What to produce:
Go through the data below. List every line that holds the word "screenshot".

Extracted data:
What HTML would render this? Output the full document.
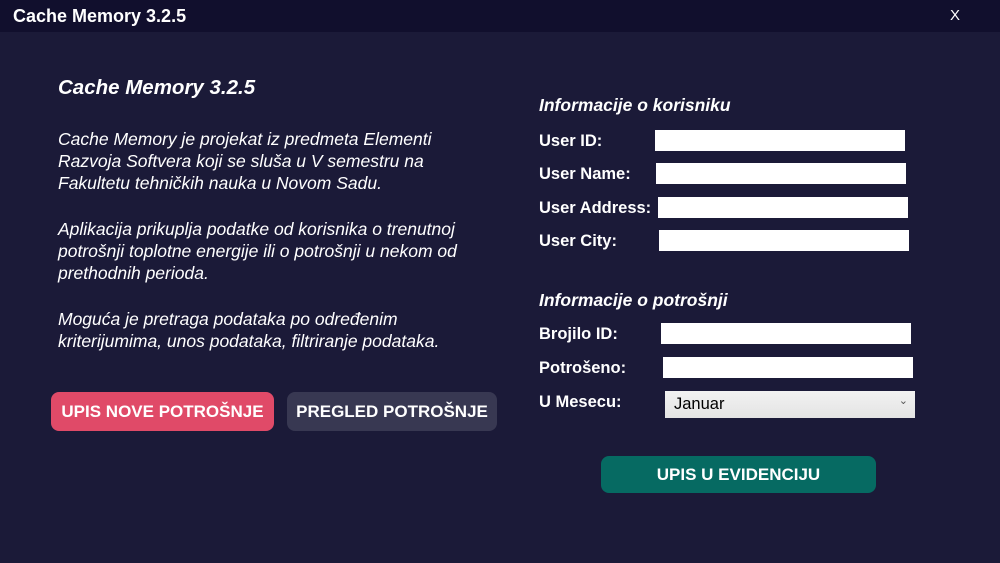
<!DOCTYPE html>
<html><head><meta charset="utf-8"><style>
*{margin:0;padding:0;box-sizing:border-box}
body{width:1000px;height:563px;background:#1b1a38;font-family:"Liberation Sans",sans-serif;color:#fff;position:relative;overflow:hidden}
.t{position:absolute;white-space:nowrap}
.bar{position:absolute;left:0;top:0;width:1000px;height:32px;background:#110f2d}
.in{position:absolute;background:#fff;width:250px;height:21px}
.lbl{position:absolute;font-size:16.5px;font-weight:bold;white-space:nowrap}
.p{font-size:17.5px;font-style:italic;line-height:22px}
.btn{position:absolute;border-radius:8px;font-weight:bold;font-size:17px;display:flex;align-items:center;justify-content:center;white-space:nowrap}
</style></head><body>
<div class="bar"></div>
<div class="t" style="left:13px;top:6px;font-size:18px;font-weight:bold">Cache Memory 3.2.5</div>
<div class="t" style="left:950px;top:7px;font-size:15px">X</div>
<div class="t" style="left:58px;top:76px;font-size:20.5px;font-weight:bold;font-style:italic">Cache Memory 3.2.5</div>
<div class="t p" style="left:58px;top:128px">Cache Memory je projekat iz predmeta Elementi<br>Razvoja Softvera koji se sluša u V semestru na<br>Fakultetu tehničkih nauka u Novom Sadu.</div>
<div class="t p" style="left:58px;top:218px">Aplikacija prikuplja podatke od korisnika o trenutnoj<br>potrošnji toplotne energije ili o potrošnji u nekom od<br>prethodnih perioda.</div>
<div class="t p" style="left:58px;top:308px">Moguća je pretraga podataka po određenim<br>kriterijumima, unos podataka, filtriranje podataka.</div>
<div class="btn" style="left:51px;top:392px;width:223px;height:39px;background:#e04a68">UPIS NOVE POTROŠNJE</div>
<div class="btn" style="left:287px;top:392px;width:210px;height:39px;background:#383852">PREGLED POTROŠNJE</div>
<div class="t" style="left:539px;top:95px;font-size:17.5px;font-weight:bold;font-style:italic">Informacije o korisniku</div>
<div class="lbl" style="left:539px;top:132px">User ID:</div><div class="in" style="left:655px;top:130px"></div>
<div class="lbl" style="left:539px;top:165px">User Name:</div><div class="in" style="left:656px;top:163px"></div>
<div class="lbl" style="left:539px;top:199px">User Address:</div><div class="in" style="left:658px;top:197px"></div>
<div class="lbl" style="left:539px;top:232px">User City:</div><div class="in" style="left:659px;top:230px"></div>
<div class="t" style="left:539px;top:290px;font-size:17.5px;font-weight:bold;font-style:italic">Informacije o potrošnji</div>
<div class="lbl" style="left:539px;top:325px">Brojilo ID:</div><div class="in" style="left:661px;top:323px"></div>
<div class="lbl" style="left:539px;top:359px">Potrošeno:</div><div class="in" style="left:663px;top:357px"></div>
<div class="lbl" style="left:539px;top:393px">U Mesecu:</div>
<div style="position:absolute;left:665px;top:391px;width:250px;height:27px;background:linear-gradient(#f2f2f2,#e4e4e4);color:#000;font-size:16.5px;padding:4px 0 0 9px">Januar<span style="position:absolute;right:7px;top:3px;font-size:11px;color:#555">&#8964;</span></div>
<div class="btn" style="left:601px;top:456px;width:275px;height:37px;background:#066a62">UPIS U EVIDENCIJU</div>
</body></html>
--
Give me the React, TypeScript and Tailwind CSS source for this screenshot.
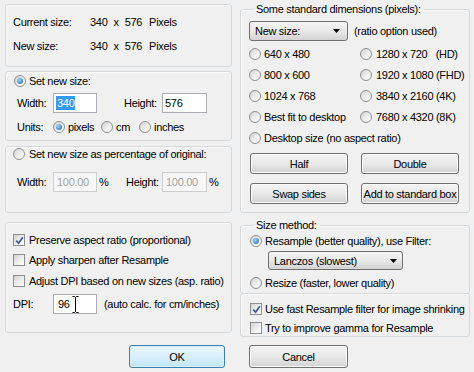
==
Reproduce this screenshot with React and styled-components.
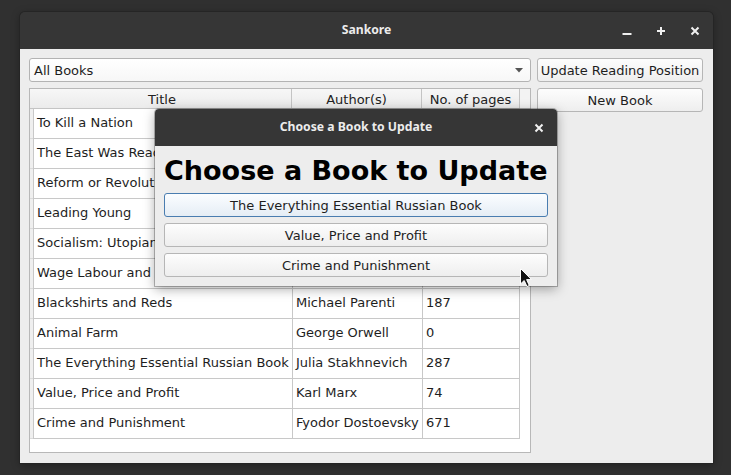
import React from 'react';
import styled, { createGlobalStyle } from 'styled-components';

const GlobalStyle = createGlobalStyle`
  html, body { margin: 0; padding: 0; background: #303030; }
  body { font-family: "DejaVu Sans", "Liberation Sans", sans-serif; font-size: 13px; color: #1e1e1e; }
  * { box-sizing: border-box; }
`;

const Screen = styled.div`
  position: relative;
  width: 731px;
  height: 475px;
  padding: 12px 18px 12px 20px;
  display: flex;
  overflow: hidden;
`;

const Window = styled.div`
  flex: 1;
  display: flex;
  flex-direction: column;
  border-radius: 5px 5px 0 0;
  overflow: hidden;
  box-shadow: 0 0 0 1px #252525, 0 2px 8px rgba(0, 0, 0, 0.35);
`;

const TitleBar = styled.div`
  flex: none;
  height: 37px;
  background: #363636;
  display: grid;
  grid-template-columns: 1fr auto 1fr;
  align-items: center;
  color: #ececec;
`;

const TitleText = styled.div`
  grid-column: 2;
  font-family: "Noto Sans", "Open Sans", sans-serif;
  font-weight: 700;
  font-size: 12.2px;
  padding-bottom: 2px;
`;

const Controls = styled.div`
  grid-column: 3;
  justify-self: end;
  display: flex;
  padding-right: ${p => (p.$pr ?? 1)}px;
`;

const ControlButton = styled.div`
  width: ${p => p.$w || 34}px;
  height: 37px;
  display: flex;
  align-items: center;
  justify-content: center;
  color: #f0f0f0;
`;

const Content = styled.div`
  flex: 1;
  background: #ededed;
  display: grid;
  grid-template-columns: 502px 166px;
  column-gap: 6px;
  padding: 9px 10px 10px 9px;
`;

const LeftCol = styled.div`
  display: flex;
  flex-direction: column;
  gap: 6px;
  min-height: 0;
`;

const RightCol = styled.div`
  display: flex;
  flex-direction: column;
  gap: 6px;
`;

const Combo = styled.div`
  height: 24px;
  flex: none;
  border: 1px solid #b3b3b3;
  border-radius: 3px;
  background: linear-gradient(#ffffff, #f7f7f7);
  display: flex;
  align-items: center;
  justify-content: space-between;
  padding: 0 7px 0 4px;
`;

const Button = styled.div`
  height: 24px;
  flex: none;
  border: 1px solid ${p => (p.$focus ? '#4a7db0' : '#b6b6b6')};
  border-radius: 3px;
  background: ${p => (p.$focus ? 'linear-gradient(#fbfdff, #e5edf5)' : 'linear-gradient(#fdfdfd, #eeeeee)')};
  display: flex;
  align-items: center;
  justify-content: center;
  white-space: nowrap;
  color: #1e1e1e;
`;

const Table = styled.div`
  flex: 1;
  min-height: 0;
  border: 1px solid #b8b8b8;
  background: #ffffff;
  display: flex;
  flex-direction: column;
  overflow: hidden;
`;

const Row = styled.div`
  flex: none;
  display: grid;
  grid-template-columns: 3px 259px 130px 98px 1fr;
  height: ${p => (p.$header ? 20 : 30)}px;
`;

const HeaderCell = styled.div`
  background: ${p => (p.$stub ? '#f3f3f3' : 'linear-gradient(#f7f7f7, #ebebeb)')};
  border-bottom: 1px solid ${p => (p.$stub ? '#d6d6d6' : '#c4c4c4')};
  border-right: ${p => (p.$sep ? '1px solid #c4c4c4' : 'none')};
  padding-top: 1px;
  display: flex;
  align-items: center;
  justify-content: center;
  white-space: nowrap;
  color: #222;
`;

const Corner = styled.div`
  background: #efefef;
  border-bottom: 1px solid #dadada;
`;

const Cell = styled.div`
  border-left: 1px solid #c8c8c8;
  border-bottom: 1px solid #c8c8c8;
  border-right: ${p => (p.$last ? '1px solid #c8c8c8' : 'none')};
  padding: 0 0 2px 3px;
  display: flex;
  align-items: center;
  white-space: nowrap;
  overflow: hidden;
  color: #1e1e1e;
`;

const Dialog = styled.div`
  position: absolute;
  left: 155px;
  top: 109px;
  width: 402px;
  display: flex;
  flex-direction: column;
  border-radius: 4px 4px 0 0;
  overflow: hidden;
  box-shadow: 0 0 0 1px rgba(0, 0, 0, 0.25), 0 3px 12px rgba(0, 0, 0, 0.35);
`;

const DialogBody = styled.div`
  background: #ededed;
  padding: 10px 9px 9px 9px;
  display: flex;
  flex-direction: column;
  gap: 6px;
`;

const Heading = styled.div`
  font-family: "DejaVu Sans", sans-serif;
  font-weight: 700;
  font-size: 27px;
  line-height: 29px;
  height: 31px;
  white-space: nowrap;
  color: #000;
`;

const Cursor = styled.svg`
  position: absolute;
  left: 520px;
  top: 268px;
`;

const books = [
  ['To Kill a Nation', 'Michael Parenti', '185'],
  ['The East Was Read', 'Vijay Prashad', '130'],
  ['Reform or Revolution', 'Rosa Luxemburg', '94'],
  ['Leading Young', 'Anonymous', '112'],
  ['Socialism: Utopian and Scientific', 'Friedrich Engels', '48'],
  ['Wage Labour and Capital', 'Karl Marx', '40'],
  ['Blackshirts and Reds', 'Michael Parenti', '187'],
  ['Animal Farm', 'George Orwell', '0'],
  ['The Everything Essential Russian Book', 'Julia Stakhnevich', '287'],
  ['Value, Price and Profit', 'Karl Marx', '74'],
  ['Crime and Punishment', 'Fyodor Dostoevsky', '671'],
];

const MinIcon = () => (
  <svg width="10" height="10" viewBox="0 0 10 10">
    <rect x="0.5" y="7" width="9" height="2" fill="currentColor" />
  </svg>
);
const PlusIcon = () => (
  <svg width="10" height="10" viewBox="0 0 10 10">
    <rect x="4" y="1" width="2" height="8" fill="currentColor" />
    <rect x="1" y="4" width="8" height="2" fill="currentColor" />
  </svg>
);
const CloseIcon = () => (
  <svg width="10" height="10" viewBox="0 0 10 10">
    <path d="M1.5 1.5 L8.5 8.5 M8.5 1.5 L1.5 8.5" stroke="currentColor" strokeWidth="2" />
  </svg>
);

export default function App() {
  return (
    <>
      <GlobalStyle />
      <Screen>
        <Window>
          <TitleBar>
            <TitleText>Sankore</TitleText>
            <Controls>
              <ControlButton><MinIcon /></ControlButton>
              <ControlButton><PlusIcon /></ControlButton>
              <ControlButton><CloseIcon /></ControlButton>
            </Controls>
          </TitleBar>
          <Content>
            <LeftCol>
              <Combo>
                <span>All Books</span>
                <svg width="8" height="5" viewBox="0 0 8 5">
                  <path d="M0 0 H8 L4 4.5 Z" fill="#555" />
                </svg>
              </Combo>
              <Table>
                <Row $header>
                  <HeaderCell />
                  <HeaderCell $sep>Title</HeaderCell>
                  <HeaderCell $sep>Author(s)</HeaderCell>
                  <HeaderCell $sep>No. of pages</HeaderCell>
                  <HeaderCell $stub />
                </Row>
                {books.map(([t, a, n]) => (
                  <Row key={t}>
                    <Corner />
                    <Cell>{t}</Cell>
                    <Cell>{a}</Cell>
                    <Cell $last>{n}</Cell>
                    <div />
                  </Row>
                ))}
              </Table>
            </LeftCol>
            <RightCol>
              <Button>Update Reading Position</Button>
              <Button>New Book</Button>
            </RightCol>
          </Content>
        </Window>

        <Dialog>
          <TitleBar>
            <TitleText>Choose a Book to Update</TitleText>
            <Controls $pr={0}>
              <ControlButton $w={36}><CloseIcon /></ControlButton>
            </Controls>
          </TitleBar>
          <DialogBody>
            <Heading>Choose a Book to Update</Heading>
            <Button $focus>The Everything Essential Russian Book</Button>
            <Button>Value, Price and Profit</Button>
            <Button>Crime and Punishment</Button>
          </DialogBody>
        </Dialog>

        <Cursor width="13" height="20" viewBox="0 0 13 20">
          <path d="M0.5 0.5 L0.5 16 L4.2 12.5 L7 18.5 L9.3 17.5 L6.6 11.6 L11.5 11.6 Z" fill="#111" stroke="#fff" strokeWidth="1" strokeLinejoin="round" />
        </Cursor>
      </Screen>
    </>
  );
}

Solution:
Give me the React, TypeScript and Tailwind CSS source for this screenshot.
Reproduce this screenshot with React and styled-components.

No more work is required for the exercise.